Rendição

E eu sei que estou longe de botar tudo isso pra fora. Toda essa agonia, angústia encoberta pela vaidade, pelo vazio que é ter um peito cheio de orgulho. Orgulho do que? Das mentiras, das máscaras, das certezas tão frágeis que dissolvem com o mínimo toque da verdade. Estou longe de livrar-me nem que de um resquício só de tudo isso, do ardor corrente por mim, das palavras, do sabor. Da menor fração de beleza existente nessa carne, nas entranhas já todas veladas, seladas de qualquer luz que mostre algo real. Eu preciso romper isso, essa dormência. Preciso rasgar a pele falsa e deixar o vento arder a ferida, fazê-la sangrar.

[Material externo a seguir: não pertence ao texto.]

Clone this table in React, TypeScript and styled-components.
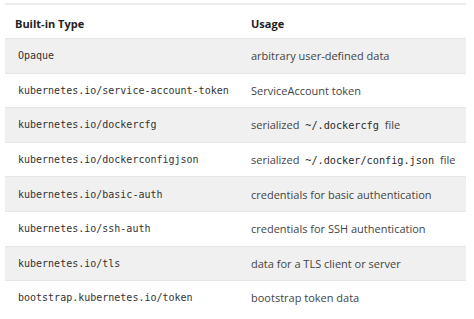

Preciso do corte profundo que é receber nada além da verdade, de não ter ilusão alguma para repousar. Essa dor é minha única saída, possibilidade de redenção-- eu não quero o céu nem o inferno, quero nada além da junção do extremo de ambos, das bençãos e de toda essa maldição. Quero minha humanidade em seu cerne, extrair toda sua força: o que sobrar é o que sou e tenho para levar comigo. O resto é medo, mera convenção de quem quer se esconder. Que meus pulmões purifiquem toda essa putrefação impregnada no ar, que o façam de uma vez. Eu quero apenas a síntese de meu gosto, do que restar após o meu fim.